Le montant dérogatoire des annuités. L’article 13, IV C de la loi dispose que « le montant des annuités prévues par le plan à compter de la troisième ne peut être inférieur à 8 % du passif établi par le débiteur ». Cette disposition est dérogatoire au droit commun des procédures de sauvegarde et de redressement judiciaire, pour lesquelles le seuil est fixé à 5 % (sauf exploitations agricoles).
Ouverture d’un redressement ou d’une liquidation judiciaire à défaut de plan arrêté. Si la présentation du projet de plan n’est pas possible dans le délai de trois mois, le ministère public, le mandataire unique ou le débiteur peut saisir le tribunal pour mettre fin à la procédure de traitement de sortie de crise, et ouvrir un redressement judiciaire ou liquidation judiciaire par application de l’article 13, IV D de la loi. La période d’observation de trois mois ne s’impute pas sur la durée maximale de la période d’observation du redressement judiciaire. Ainsi, la soumission des créanciers aux conséquences de l’article L. 622-7 du code de commerce et à l’interdiction des paiements peut durer jusqu’à vingt et un mois, ce qui était déjà le cas avec l’application de l’ordonnance du 27 mars 2020.

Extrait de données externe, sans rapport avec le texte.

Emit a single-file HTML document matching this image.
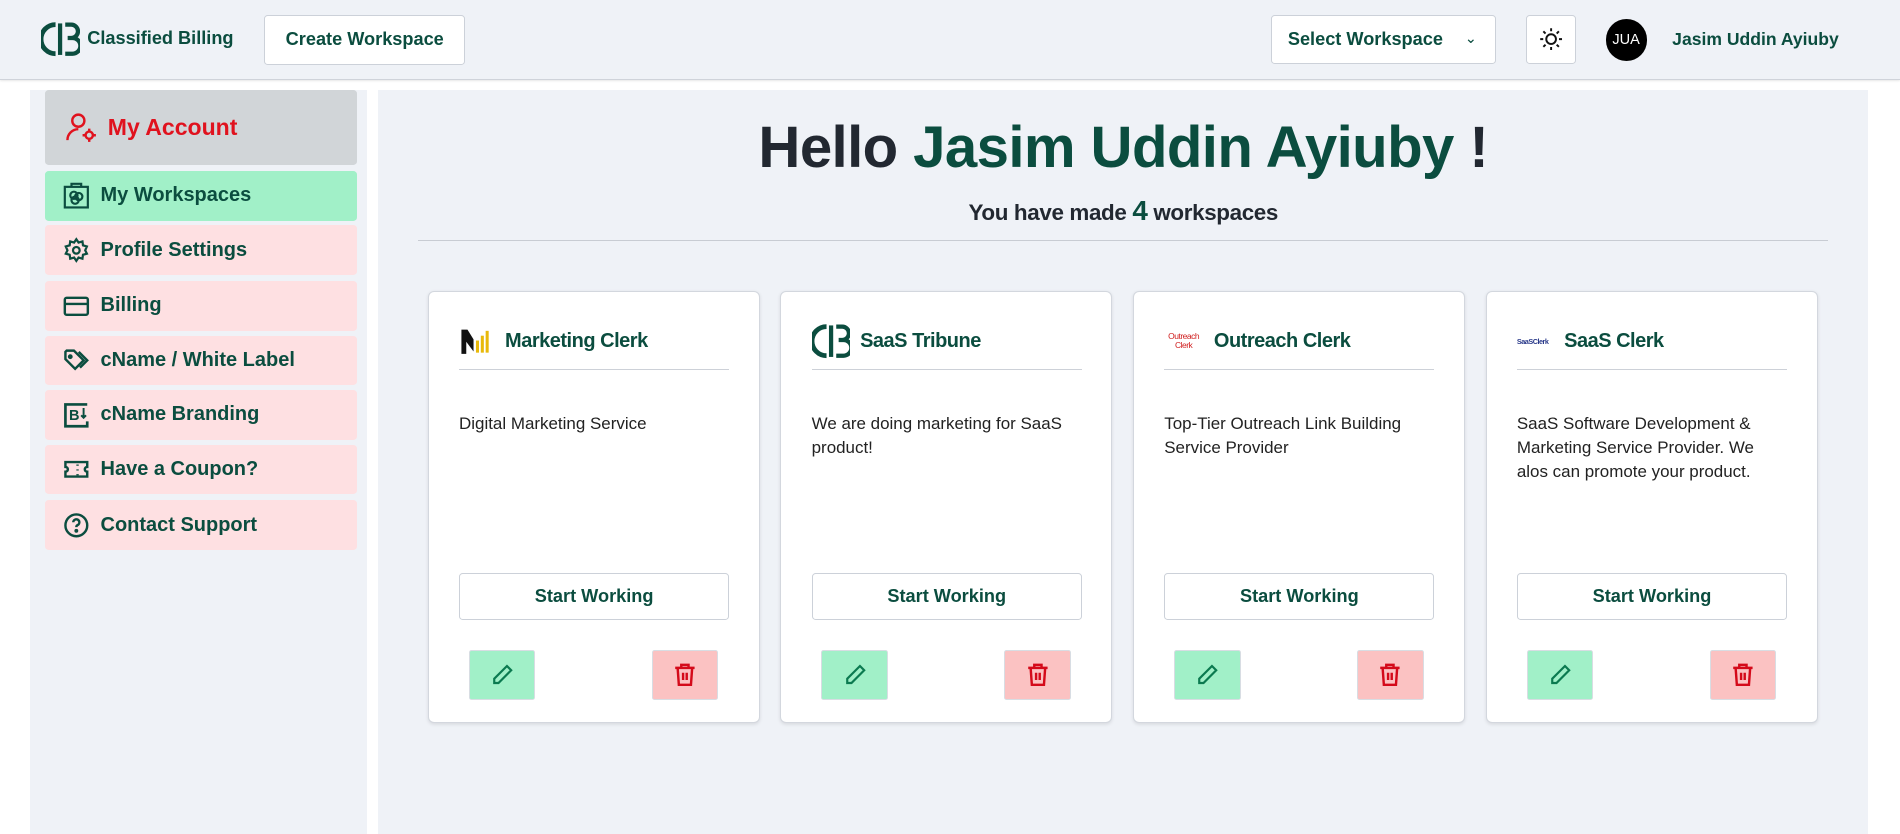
<!DOCTYPE html>
<html><head><meta charset="utf-8"><style>
*{box-sizing:border-box;margin:0;padding:0}
html,body{width:1900px;height:834px;overflow:hidden;background:#fff}
#root{zoom:1.21173;width:1568px;height:688px;position:relative;font-family:"Liberation Sans",Arial,sans-serif;color:#0b4d3f}
.abs{position:absolute}
.hdr{left:0;top:0;width:1568px;height:66px;background:#eff2f7;border-bottom:1px solid #cfd3da;box-shadow:0 1px 2px rgba(0,0,0,.12)}
.btn{background:#fff;border:1px solid #ccd1d9;border-radius:3px;font-weight:bold;display:flex;align-items:center;justify-content:center;color:#0b4d3f}
.side{left:25px;top:74px;width:278px;height:614px;background:#eff2f7}
.item{position:absolute;left:12px;width:258px;height:41px;border-radius:3px;background:#fee0e2;display:flex;align-items:center;padding-left:15px;font-weight:bold;font-size:16.5px;color:#0b4d3f}
.item svg{margin-right:9px}
.main{left:312px;top:74px;width:1230px;height:614px;background:#eff2f7}
.card{position:absolute;top:240px;width:274px;height:357px;background:#fff;border:1px solid #d3d7de;border-radius:5px;box-shadow:0 1px 3px rgba(0,0,0,.1)}
.card .t{position:absolute;left:25px;top:28px;height:26px;display:flex;align-items:center;font-weight:bold;font-size:16.5px;letter-spacing:-.4px}
.card .hr{position:absolute;left:25px;width:223px;top:64px;border-top:1px solid #cdd1d8}
.card .d{position:absolute;left:25px;top:99px;width:222px;font-size:14px;line-height:20px;color:#222}
.card .sw{position:absolute;left:25px;top:232px;width:223px;height:39px;font-size:15px}
.card .e,.card .x{position:absolute;top:296px;width:55px;height:41px;border-radius:2px;border:1px solid #d8dde3;display:flex;align-items:center;justify-content:center}
.card .e{left:33px;background:#a1f0c8}
.card .x{left:184px;background:#fbc2c2}
</style></head><body><div id="root">
<div class="abs hdr"></div>
<svg class="abs" style="left:34px;top:17px" width="32" height="30" viewBox="0 0 32 30"><path d="M12 3A12 12 0 0 0 12 27" fill="none" stroke="#0b4d3f" stroke-width="4"/><rect x="14" y="2" width="3.5" height="26" fill="#0b4d3f"/><path d="M20 3h5a5.5 5.5 0 0 1 0 11h-3M22 14h4a6.5 6.5 0 0 1 0 13h-6" fill="none" stroke="#0b4d3f" stroke-width="3.5"/></svg>
<div class="abs" style="left:72px;top:23px;font-weight:bold;font-size:15px">Classified Billing</div>
<div class="abs btn" style="left:218px;top:12px;width:166px;height:42px;font-size:15px">Create Workspace</div>
<div class="abs btn" style="left:1049px;top:12px;width:186px;height:41px;font-size:15px;justify-content:flex-start;padding-left:13px">Select Workspace<span style="margin-left:18px;font-weight:normal;font-size:12px;color:#0b4d3f">&#8964;</span></div>
<div class="abs btn" style="left:1259px;top:12px;width:42px;height:41px"><svg width="20" height="20" viewBox="0 0 20 20" stroke="#111" stroke-width="1.6" fill="none"><circle cx="10" cy="10" r="4"/><path d="M10 1v2.5M10 16.5V19M1 10h2.5M16.5 10H19M3.6 3.6l1.8 1.8M14.6 14.6l1.8 1.8M3.6 16.4l1.8-1.8M14.6 5.4l1.8-1.8"/></svg></div>
<div class="abs" style="left:1325px;top:16px;width:34px;height:34px;border-radius:50%;background:#000;color:#fff;font-size:12px;display:flex;align-items:center;justify-content:center">JUA</div>
<div class="abs" style="left:1380px;top:24px;font-weight:bold;font-size:14.5px">Jasim Uddin Ayiuby</div>

<div class="abs side">
<div class="item" style="top:0;height:62px;background:#d1d5d8;color:#e0121e;font-size:19px;padding-left:17px"><svg width="26" height="26" viewBox="0 0 26 26" fill="none" stroke="#e0121e" stroke-width="2"><circle cx="11" cy="8" r="5"/><path d="M2 24c0-5 4-9 9-9"/><circle cx="20" cy="20" r="3"/><path d="M20 14.5v2M20 23.5v2M14.5 20h2M23.5 20h2"/></svg>My Account</div>
<div class="item" style="top:67px;background:#a1f0c8"><svg width="22" height="22" viewBox="0 0 22 22" fill="none" stroke="#0b4d3f" stroke-width="1.8"><rect x="1.5" y="4" width="19" height="17"/><path d="M7 4V1.5h8V4"/><circle cx="9" cy="11" r="3"/><circle cx="13" cy="12" r="3"/><circle cx="10" cy="15" r="3"/></svg>My Workspaces</div>
<div class="item" style="top:112px"><svg width="22" height="22" viewBox="0 0 24 24" fill="none" stroke="#0b4d3f" stroke-width="2"><circle cx="12" cy="12" r="3"/><path d="M12 2l2 3 3.5-1 .5 3.5 3.5 1-1.5 3.5 1.5 3-3.5 1-.5 3.5-3.5-1-2 3-2-3-3.5 1-.5-3.5-3.5-1L4 12 2.5 8.5l3.5-1 .5-3.5 3.5 1z"/></svg>Profile Settings</div>
<div class="item" style="top:158px"><svg width="22" height="22" viewBox="0 0 22 22" fill="none" stroke="#0b4d3f" stroke-width="2"><rect x="1.5" y="4" width="19" height="14" rx="1.5"/><path d="M1.5 9h19"/></svg>Billing</div>
<div class="item" style="top:203px"><svg width="22" height="22" viewBox="0 0 22 22" fill="none" stroke="#0b4d3f" stroke-width="2"><path d="M2 4v6l8 8 7-7-8-8H3z"/><path d="M13 4l7 7-6 6"/><circle cx="6" cy="8" r="1"/></svg>cName / White Label</div>
<div class="item" style="top:248px"><svg width="22" height="22" viewBox="0 0 22 22" fill="none" stroke="#0b4d3f" stroke-width="2.2"><path d="M20 2H2v18h18v-4"/><text x="5" y="15" font-size="12" font-weight="bold" fill="#0b4d3f" stroke="none" font-family="Liberation Sans">B</text><path d="M17 5v8M15 11l2 2 2-2" stroke-width="1.6"/></svg>cName Branding</div>
<div class="item" style="top:293px"><svg width="22" height="22" viewBox="0 0 22 22" fill="none" stroke="#0b4d3f" stroke-width="2"><path d="M2 5h18v4a2 2 0 0 0 0 4v4H2v-4a2 2 0 0 0 0-4z"/><path d="M12 7v1M12 11v1M12 15v1"/></svg>Have a Coupon?</div>
<div class="item" style="top:339px"><svg width="22" height="22" viewBox="0 0 22 22" fill="none" stroke="#0b4d3f" stroke-width="2"><circle cx="11" cy="11" r="9"/><path d="M8.5 8.5a2.5 2.5 0 1 1 3.5 2.3c-.7.4-1 .9-1 1.7"/><circle cx="11" cy="15.5" r=".6" fill="#0b4d3f"/></svg>Contact Support</div>
</div>

<div class="abs main"></div>
<div class="abs" style="left:312px;width:1230px;top:94px;text-align:center;font-weight:bold;font-size:48px;color:#222831;letter-spacing:-.5px">Hello <span style="color:#0b4d3f">Jasim Uddin Ayiuby</span> !</div>
<div class="abs" style="left:312px;width:1230px;top:161px;text-align:center;font-size:18.5px;font-weight:bold;color:#222831;letter-spacing:-.3px">You have made <b style="color:#0b4d3f;font-size:23px">4</b> workspaces</div>
<div class="abs" style="left:345px;width:1164px;top:198px;border-top:1px solid #c8ccd3"></div>

<div class="card" style="left:353px"><div class="t"><svg width="26" height="26" viewBox="0 0 26 26" style="margin-right:12px"><path d="M2 3h5l5 8 0 10-6-8v10H2z" fill="#111"/><rect x="14" y="12" width="2.5" height="10" fill="#e8b90b"/><rect x="18" y="8" width="2.5" height="14" fill="#e8b90b"/><rect x="22" y="4" width="2.5" height="18" fill="#e8b90b"/></svg>Marketing Clerk</div><div class="hr"></div><div class="d">Digital Marketing Service</div><div class="btn sw">Start Working</div><div class="e"><svg width="20" height="20" viewBox="0 0 20 20" fill="none" stroke="#0b7a50" stroke-width="1.8"><path d="M14 2.5l3.5 3.5L7 16.5H3.5V13z"/></svg></div><div class="x"><svg width="18" height="20" viewBox="0 0 18 20" fill="none" stroke="#d40a1a" stroke-width="2"><path d="M1 4h16M6 4V1.5h6V4M3 4l1 14h10l1-14M7.5 8v6M10.5 8v6"/></svg></div></div>
<div class="card" style="left:644px"><div class="t"><svg width="32" height="30" viewBox="0 0 32 30" style="margin-right:8px"><path d="M12 3A12 12 0 0 0 12 27" fill="none" stroke="#0b4d3f" stroke-width="4"/><rect x="14" y="2" width="3.5" height="26" fill="#0b4d3f"/><path d="M20 3h5a5.5 5.5 0 0 1 0 11h-3M22 14h4a6.5 6.5 0 0 1 0 13h-6" fill="none" stroke="#0b4d3f" stroke-width="3.5"/></svg>SaaS Tribune</div><div class="hr"></div><div class="d">We are doing marketing for SaaS product!</div><div class="btn sw">Start Working</div><div class="e"><svg width="20" height="20" viewBox="0 0 20 20" fill="none" stroke="#0b7a50" stroke-width="1.8"><path d="M14 2.5l3.5 3.5L7 16.5H3.5V13z"/></svg></div><div class="x"><svg width="18" height="20" viewBox="0 0 18 20" fill="none" stroke="#d40a1a" stroke-width="2"><path d="M1 4h16M6 4V1.5h6V4M3 4l1 14h10l1-14M7.5 8v6M10.5 8v6"/></svg></div></div>
<div class="card" style="left:935px"><div class="t"><span style="display:inline-block;width:32px;margin-right:9px;font-size:7px;line-height:8px;color:#d02020;text-align:center;font-weight:normal">Outreach<br>Clerk</span>Outreach Clerk</div><div class="hr"></div><div class="d">Top-Tier Outreach Link Building Service Provider</div><div class="btn sw">Start Working</div><div class="e"><svg width="20" height="20" viewBox="0 0 20 20" fill="none" stroke="#0b7a50" stroke-width="1.8"><path d="M14 2.5l3.5 3.5L7 16.5H3.5V13z"/></svg></div><div class="x"><svg width="18" height="20" viewBox="0 0 18 20" fill="none" stroke="#d40a1a" stroke-width="2"><path d="M1 4h16M6 4V1.5h6V4M3 4l1 14h10l1-14M7.5 8v6M10.5 8v6"/></svg></div></div>
<div class="card" style="left:1226px"><div class="t"><span style="display:inline-block;width:30px;margin-right:9px;font-size:6px;color:#2a3a8a;font-weight:bold">SaaSClerk</span>SaaS Clerk</div><div class="hr"></div><div class="d">SaaS Software Development &amp; Marketing Service Provider. We alos can promote your product.</div><div class="btn sw">Start Working</div><div class="e"><svg width="20" height="20" viewBox="0 0 20 20" fill="none" stroke="#0b7a50" stroke-width="1.8"><path d="M14 2.5l3.5 3.5L7 16.5H3.5V13z"/></svg></div><div class="x"><svg width="18" height="20" viewBox="0 0 18 20" fill="none" stroke="#d40a1a" stroke-width="2"><path d="M1 4h16M6 4V1.5h6V4M3 4l1 14h10l1-14M7.5 8v6M10.5 8v6"/></svg></div></div>
</div></body></html>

De manière sous-jacente à cette nouvelle procédure apparaît une inquiétude grandissante sur le risque de défaillances d’entreprises fragilisées par la crise sanitaire mais viables, à savoir les entreprises structurellement rentables au 17 mars 2020 (date du début du premier confinement). À l’heure où la renégociation de PGE se heurte à la limite d’amortissement de six ans en raison de contraintes réglementaires et de la garantie étatique, cette procédure peut permettre de restructurer l’endettement (PGE, loyers impayés, etc.). Et là est tout l’intérêt de cette nouvelle procédure : celui de « sauver » ces entreprises du risque de « faillite ». La nouvelle procédure semble toutefois conserver l’exigence de la publicité de la procédure – l’article R. 621-8 du code de commerce n’ayant pas été écarté. La publicité du jugement d’ouverture (Bulletin officiel des annonces civiles et commerciales, journal d’annonces légales, mention au registre du commerce et des sociétés) reste un frein important pour qu’un débiteur demande l’ouverture d’une procédure judiciaire de « traitement de sortie de crise », auquel s’ajoute le verrou psychologique, qui reste le plus difficile à lever.